→ EXERCISE: Exactly as written, quote every line that follows, skipping the images.
++++ LISTING
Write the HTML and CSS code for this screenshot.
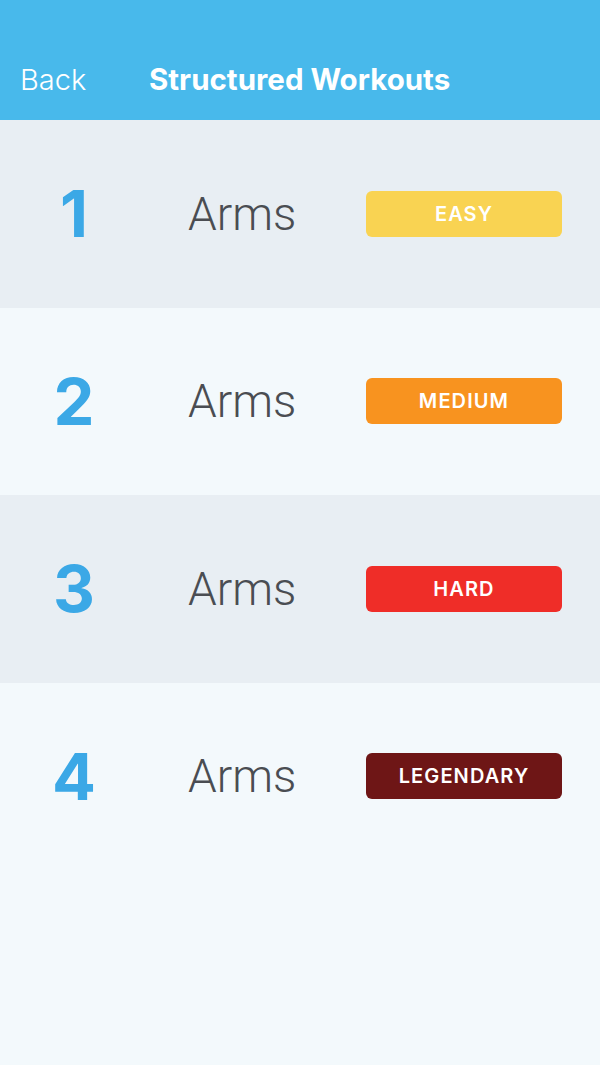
FILE: index.html
```html
<!DOCTYPE html>
<html>
<head>
<meta charset="utf-8">
<link rel="stylesheet" href="styles.css">
</head>
<body>
<div class="app">
  <header class="nav">
    <span class="back">Back</span>
    <span class="title">Structured Workouts</span>
  </header>
  <main class="list">
    <div class="row alt">
      <div class="num">1</div>
      <div class="name">Arms</div>
      <div class="badge easy">EASY</div>
    </div>
    <div class="row">
      <div class="num">2</div>
      <div class="name">Arms</div>
      <div class="badge medium">MEDIUM</div>
    </div>
    <div class="row alt">
      <div class="num">3</div>
      <div class="name">Arms</div>
      <div class="badge hard">HARD</div>
    </div>
    <div class="row">
      <div class="num">4</div>
      <div class="name">Arms</div>
      <div class="badge legendary">LEGENDARY</div>
    </div>
  </main>
</div>
</body>
</html>
```
FILE: styles.css
```css
html, body {
  margin: 0;
  padding: 0;
}
body {
  width: 600px;
  height: 1065px;
  background: #f3f9fc;
  font-family: Inter, "Liberation Sans", sans-serif;
  overflow: hidden;
}
.app {
  display: flex;
  flex-direction: column;
  height: 1065px;
}
.nav {
  height: 120px;
  background: #48b9eb;
  color: #fff;
  display: flex;
  align-items: flex-end;
  padding: 0 0 23px 20px;
  box-sizing: border-box;
}
.back {
  font-size: 29px;
  font-weight: 300;
  width: 129px;
}
.title {
  font-size: 29.5px;
  font-weight: 700;
}
.list {
  display: flex;
  flex-direction: column;
}
.row {
  height: 187.5px;
  display: flex;
  align-items: center;
  background: #f3f9fc;
}
.row.alt {
  background: #e8eef3;
}
.num {
  width: 148px;
  text-align: center;
  font-size: 65px;
  font-weight: 700;
  color: #3ba8e6;
  line-height: 1;
}
.name {
  width: 218px;
  box-sizing: border-box;
  padding-left: 40px;
  font-family: Roboto, "Liberation Sans", sans-serif;
  font-size: 46px;
  font-weight: 300;
  color: #4a4d52;
  line-height: 1;
}
.badge {
  width: 196px;
  height: 46px;
  border-radius: 6px;
  display: flex;
  align-items: center;
  justify-content: center;
  color: #fff;
  font-family: Inter, "Liberation Sans", sans-serif;
  font-weight: 600;
  font-size: 20px;
  letter-spacing: 1.1px;
}
.easy { background: #f9d352; }
.medium { background: #f8931f; }
.hard { background: #ef2d28; }
.legendary { background: #6e1616; }
```
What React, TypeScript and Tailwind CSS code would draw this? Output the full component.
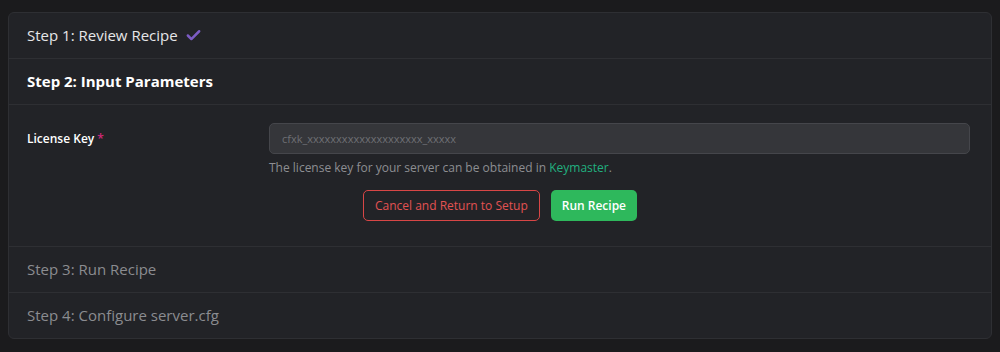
++++++++
→ COMPLETED TASK:
Write the HTML and CSS code for this screenshot.
FILE: index.html
```html
<!DOCTYPE html>
<html>
<head>
<meta charset="utf-8">
<link rel="stylesheet" href="styles.css">
</head>
<body>
<div class="app">
  <header class="nav">
    <span class="back">Back</span>
    <span class="title">Structured Workouts</span>
  </header>
  <main class="list">
    <div class="row alt">
      <div class="num">1</div>
      <div class="name">Arms</div>
      <div class="badge easy">EASY</div>
    </div>
    <div class="row">
      <div class="num">2</div>
      <div class="name">Arms</div>
      <div class="badge medium">MEDIUM</div>
    </div>
    <div class="row alt">
      <div class="num">3</div>
      <div class="name">Arms</div>
      <div class="badge hard">HARD</div>
    </div>
    <div class="row">
      <div class="num">4</div>
      <div class="name">Arms</div>
      <div class="badge legendary">LEGENDARY</div>
    </div>
  </main>
</div>
</body>
</html>
```
FILE: styles.css
```css
html, body {
  margin: 0;
  padding: 0;
}
body {
  width: 600px;
  height: 1065px;
  background: #f3f9fc;
  font-family: Inter, "Liberation Sans", sans-serif;
  overflow: hidden;
}
.app {
  display: flex;
  flex-direction: column;
  height: 1065px;
}
.nav {
  height: 120px;
  background: #48b9eb;
  color: #fff;
  display: flex;
  align-items: flex-end;
  padding: 0 0 23px 20px;
  box-sizing: border-box;
}
.back {
  font-size: 29px;
  font-weight: 300;
  width: 129px;
}
.title {
  font-size: 29.5px;
  font-weight: 700;
}
.list {
  display: flex;
  flex-direction: column;
}
.row {
  height: 187.5px;
  display: flex;
  align-items: center;
  background: #f3f9fc;
}
.row.alt {
  background: #e8eef3;
}
.num {
  width: 148px;
  text-align: center;
  font-size: 65px;
  font-weight: 700;
  color: #3ba8e6;
  line-height: 1;
}
.name {
  width: 218px;
  box-sizing: border-box;
  padding-left: 40px;
  font-family: Roboto, "Liberation Sans", sans-serif;
  font-size: 46px;
  font-weight: 300;
  color: #4a4d52;
  line-height: 1;
}
.badge {
  width: 196px;
  height: 46px;
  border-radius: 6px;
  display: flex;
  align-items: center;
  justify-content: center;
  color: #fff;
  font-family: Inter, "Liberation Sans", sans-serif;
  font-weight: 600;
  font-size: 20px;
  letter-spacing: 1.1px;
}
.easy { background: #f9d352; }
.medium { background: #f8931f; }
.hard { background: #ef2d28; }
.legendary { background: #6e1616; }
```
What React, TypeScript and Tailwind CSS code would draw this? Output the full component.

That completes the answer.